A gas run involves installing a dedicated line from a natural gas or propane source to a specific appliance, such as a stove, furnace, or outdoor grill. This modification requires precision because the system must reliably contain pressurized fuel. The integrity of the gas line system directly relates to the safety of the property and its occupants. Success depends on strict adherence to established safety protocols and technical standards.
Essential Planning and Code Compliance
Before beginning any physical work, the first step is to establish a legal and regulatory foundation for the project. Obtaining a permit from the local building department is a necessary prerequisite in nearly all jurisdictions to ensure the work meets safety standards and local codes. Permits protect the homeowner by guaranteeing that the installation will receive a mandatory, official inspection once completed. Unpermitted gas work can lead to fines, potential insurance denial, and forced removal of the installation.
The design and installation must conform to the standards set by the prevailing local building codes, which are often based on the International Fuel Gas Code (IFGC). These codes dictate acceptable materials, required pipe support, clearance, and testing procedures. Understanding local amendments is important, as they can vary significantly between neighboring jurisdictions.
The initial safety procedure requires shutting off the gas supply at the meter or tank before any pipe is disconnected or cut. The line must then be verified as completely de-pressurized before installation commences. This isolates the work area from the main fuel supply, minimizing the risk of accidental gas release.
Choosing Materials and Calculating Pipe Capacity
Selecting the correct materials and sizing the pipe directly impact the system’s performance and long-term safety. Residential gas lines commonly utilize three main material types: black iron pipe, Corrugated Stainless Steel Tubing (CSST), and sometimes copper. Black iron pipe is the traditional standard due to its strength and ability to form airtight seals, though it requires precise cutting and threading for joints. Black iron is susceptible to corrosion, especially in moist environments.

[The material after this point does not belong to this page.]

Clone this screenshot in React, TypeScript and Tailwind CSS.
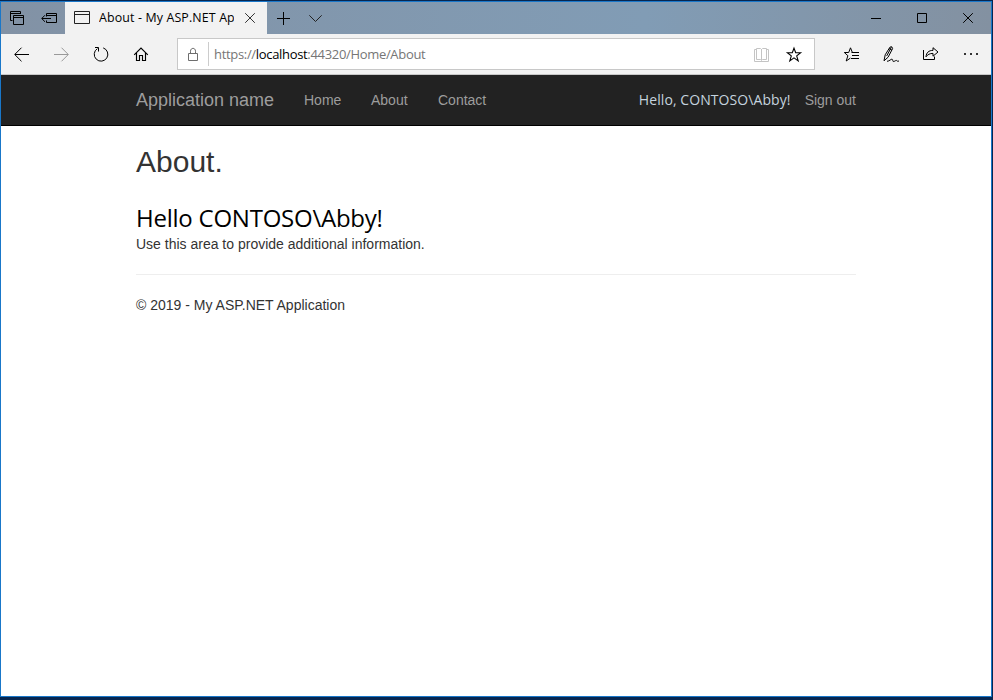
import type { ReactNode } from "react";

type IconProps = {
  box: string;
  className: string;
  label: string;
  children: ReactNode;
};

function Icon({ box, className, label, children }: IconProps) {
  return (
    <svg
      viewBox={box}
      aria-label={label}
      className={"block shrink-0 fill-none stroke-black " + className}
    >
      {children}
    </svg>
  );
}

function TitleBar() {
  return (
    <div className="flex h-8 shrink-0 bg-linear-to-r from-[#8292a5] via-[#819cb5] via-65% to-[#8391a1]">
      <Icon box="1 2 32 32" className="h-8 w-8" label="Tabs set aside">
        <path d="M12.5 20.5H10.5V11.5H20.5V14M10.5 13.5H20.5" />
        <path d="M13.5 15.5H23.5V24.5H13.5zM13.5 17.5H23.5" />
      </Icon>
      <Icon box="33 2 32 32" className="h-8 w-8" label="Set tabs aside">
        <path d="M46.5 16.5V13.5H56.5V22.5H46.5V20.5M46.5 15.5H56.5M42 18.5H51M45 15.2L41.7 18.5L45 21.8" />
      </Icon>
      <div className="flex w-[202px] bg-[#f2f2f2]">
        <Icon box="65 2 34 32" className="h-8 w-[34px]" label="Page">
          <path className="stroke-[#222]" d="M74.5 11.5H89.5V23.5H74.5zM74.5 14.5H89.5" />
        </Icon>
        <div className="w-[135px] overflow-hidden pt-[7px] text-[12.4px] leading-[18px] tracking-[0.14px] whitespace-nowrap">
          About - My ASP.NET Ap
        </div>
        <Icon box="234 2 33 32" className="h-8 w-[33px]" label="Close tab">
          <path className="stroke-[#333]" d="M245.2 13.2L254.8 22.8M254.8 13.2L245.2 22.8" />
        </Icon>
      </div>
      <Icon box="267 2 32 32" className="h-8 w-8" label="New tab">
        <path d="M277 18.5H290M283.5 12V25" />
      </Icon>
      <Icon box="299 2 32 32" className="h-8 w-8" label="Tab previews">
        <path className="stroke-[#222]" d="M309.3 15.3L315.5 21.5L321.7 15.3" />
      </Icon>
      <div className="flex-1" />
      <Icon box="853 2 46 32" className="h-8 w-[46px]" label="Minimize">
        <path d="M871 18.5H881" />
      </Icon>
      <Icon box="899 2 46 32" className="h-8 w-[46px]" label="Maximize">
        <path d="M917.5 13.5H926.5V22.5H917.5z" />
      </Icon>
      <Icon box="945 2 46 32" className="h-8 w-[46px]" label="Close">
        <path d="M963.2 13.2L972.8 22.8M972.8 13.2L963.2 22.8" />
      </Icon>
    </div>
  );
}

function ToolBar() {
  return (
    <div className="flex h-[41px] shrink-0 border-b border-[#c8c8c8] bg-[#f2f2f2]">
      <Icon box="1 34 40 40" className="h-10 w-10" label="Back">
        <path d="M29 54.5H15M21.5 47.7L14.7 54.5L21.5 61.3" />
      </Icon>
      <Icon box="41 34 40 40" className="h-10 w-10" label="Forward">
        <path className="stroke-[#999]" d="M54 54.5H68M61.5 47.7L68.3 54.5L61.5 61.3" />
      </Icon>
      <Icon box="81 34 40 40" className="h-10 w-10" label="Refresh">
        <path d="M103.2 47.9A6.8 6.8 0 1 1 97.4 48.6M95 47.5H98.5V51.5" />
      </Icon>
      <Icon box="121 34 40 40" className="h-10 w-10" label="Home">
        <path
          strokeWidth="1.15"
          d="M134.2 54.8L141 48.1L147.8 54.8M136.5 53V60.5H139.5V55.5H142.5V60.5H145.5V53"
        />
      </Icon>
      <div className="mt-1 ml-4 flex h-8 w-[638px] border border-[#c8c8c8] bg-white">
        <Icon box="178 39 30 30" className="h-[30px] w-[30px]" label="Secure">
          <path className="stroke-[#6e6e6e]" d="M188.5 53.5H197.5V60.5H188.5zM190.5 53V51.2C190.5 47.4 195.5 47.4 195.5 51.2V53" />
        </Icon>
        <div className="mt-[3px] h-6 w-px bg-[#ccc]" />
        <div className="flex-1 pt-[6px] pl-[5px] text-[13px] leading-[18px] tracking-[-0.32px] text-[#767676]">
          https://<span className="text-black">localhost</span>:44320/Home/About
        </div>
        <Icon box="746 39 32 30" className="h-[30px] w-8" label="Reading view">
          <path className="stroke-[#c4c4c4]" d="M756.5 48.5H760.5L761.5 49.5L762.5 48.5H766.5V59.5H762.5L761.5 60.5L760.5 59.5H756.5zM761.5 49V60M756 49.5H754.5V61.5H768.5V49.5H767" />
        </Icon>
        <Icon box="778 39 36 30" className="h-[30px] w-9" label="Add to favorites">
          <path strokeWidth="1.1" d="M794 48.2L795.7 52.8H800.6L796.7 55.9L798.2 60.9L794 57.9L789.8 60.9L791.3 55.9L787.4 52.8H792.3z" />
        </Icon>
      </div>
      <div className="flex-1" />
      <Icon box="831 34 40 40" className="h-10 w-10" label="Hub">
        <path d="M857 52.5H852.4L850.5 47.8L848.7 52.5H844.3L847.9 55.7L846.2 61L850.4 58.1M851.5 52.5H859M852 55.5H859M851 58.5H859" />
      </Icon>
      <Icon box="871 34 40 40" className="h-10 w-10" label="Add notes">
        <path d="M884 60.8L885.2 54.8L890 47.1Q892.2 45.6 892.6 48.6L888.1 57.2L884 60.8M889.1 48.6L891.9 50.1M886.7 55.9L891.3 47.4M887 61.3C889.8 61.2 890.9 58.8 892.1 59.2C893.4 59.8 892.1 61.6 893.7 61.5C895.3 61.2 896.1 59.8 896.8 60.7Q897.5 61.7 899 61" />
      </Icon>
      <Icon box="911 34 40 40" className="h-10 w-10" label="Share">
        <path d="M923.5 50V59.5H934.5V56.5M926 56.8C926.4 52.6 928.7 50.4 933 50.4V47.7L938 52L933 56.2V53.4C929.8 53.4 927.7 54.5 926 56.8z" />
      </Icon>
      <Icon box="951 34 40 40" className="h-10 w-10" label="More">
        <path d="M964 54H966M970 54H972M976 54H978" strokeWidth="2" className="stroke-[#333]" />
      </Icon>
    </div>
  );
}

function NavBar() {
  return (
    <nav className="flex h-[51px] shrink-0 items-start border-b border-black bg-[#222] pr-[135px] pl-[135px] text-[14px] leading-5 text-[#9d9d9d]">
      <span className="mt-[15px] w-[168px] text-[18px]">Application name</span>
      <span className="mt-[15px] w-[67px]">Home</span>
      <span className="mt-[15px] w-[67px]">About</span>
      <span className="mt-[15px]">Contact</span>
      <span className="mt-[15px] ml-auto font-['Open_Sans','Noto_Sans',sans-serif] tracking-[0.08px] text-[#c5d3df]">
        Hello, CONTOSO\Abby!
      </span>
      <span className="mt-[15px] ml-[14px]">Sign out</span>
    </nav>
  );
}

export default function App() {
  return (
    <div className="flex h-[700px] w-[993px] flex-col border-t border-r border-b-[3px] border-[#062650] bg-white font-['Open_Sans','Noto_Sans',sans-serif] text-black">
      <div className="flex flex-1 flex-col border border-[#1977c9]">
        <TitleBar />
        <ToolBar />
        <div className="flex flex-1 flex-col font-['Liberation_Sans',Arial,sans-serif]">
          <NavBar />
          <main className="mx-[135px] text-[14px] leading-5 text-[#333]">
            <h2 className="mt-[19px] text-[30px] leading-[33px]">About.</h2>
            <h3 className="mt-6 font-['Open_Sans','Noto_Sans',sans-serif] text-[24px] leading-8 tracking-[-0.24px] whitespace-nowrap text-black">
              Hello CONTOSO\Abby!
            </h3>
            <p>Use this area to provide additional information.</p>
            <hr className="my-5 border-[#eee]" />
            <p>© 2019 - My ASP.NET Application</p>
          </main>
        </div>
      </div>
    </div>
  );
}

CSST is a modern, flexible option that allows the line to snake around obstacles without requiring numerous fittings, which speeds up installation and reduces potential leak points. Due to its thin-walled construction, CSST systems must be properly bonded to the building’s grounding system to mitigate the risk of damage from indirect lightning strikes. Copper tubing offers corrosion resistance and ease of workability, but it is often restricted by local codes because certain gas additives can cause wear over time.
The most technical part of planning is calculating the required pipe diameter, known as pipe sizing. This calculation ensures the system provides enough gas volume at sufficient pressure to operate all connected appliances simultaneously. The total BTU demand of every appliance must be summed and correlated with the total length of the pipe run from the meter to the furthest outlet. The pipe’s capacity must equal or exceed the total demand for that section. Undersizing the pipe creates an excessive pressure drop, resulting in insufficient flow and causing the appliance to malfunction.
Installing the Gas Line
The physical installation begins after pipe sizing calculations are complete. For black iron pipe, this involves precise cutting and threading of the pipe ends to create tapered national pipe threads (NPT). Each threaded connection requires an approved thread sealant, such as pipe joint compound or yellow PTFE tape, to fill microscopic voids and ensure a tighter seal. The sealant must be applied only to the male threads, starting two threads from the end, to prevent excess material from entering the gas stream.
When assembling the line, fittings are tightened until only one or two threads remain exposed, ensuring a tight, metal-to-metal seal. The piping must be run using the straightest route possible, avoiding strain on the joints and maintaining code-required clearances from other utilities. The pipe must be secured firmly to the structure using appropriate hangers and straps at intervals specified by local code to prevent movement or sagging.
For CSST installations, specialized tools are used to flare the tubing ends, which are then connected using manufacturer-specific mechanical fittings. CSST requires fewer joints than rigid pipe, which reduces the number of potential leak locations. Proper installation involves minimizing tight bends and ensuring the flexible tubing is protected from physical damage by routing it through walls or protected chases.
Final Safety Checks and Official Inspection
Once the line is assembled, a mandatory pressure test must be conducted before the system can be used. This test verifies the integrity of every joint and length of pipe before gas is introduced. To perform the test, the line is isolated from the gas source and appliances, and then pressurized with air using a pump or compressor. The required test pressure is typically a minimum of 5 pounds per square inch gauge (psig) for residential systems, though local codes dictate the exact standard.
The pressure is measured using a calibrated device, such as a manometer or a mechanical gauge. The system must hold the required pressure without any drop for a specified time, often 15 to 30 minutes, confirming the absence of leaks. If the pressure drops, the leak must be located, repaired, and the entire system re-tested. The final step involves coordinating a visit from the local regulatory authority’s inspector. This official must visually inspect the installation, verify compliance with all codes, and witness a successful pressure test before permitting the gas service to be turned on.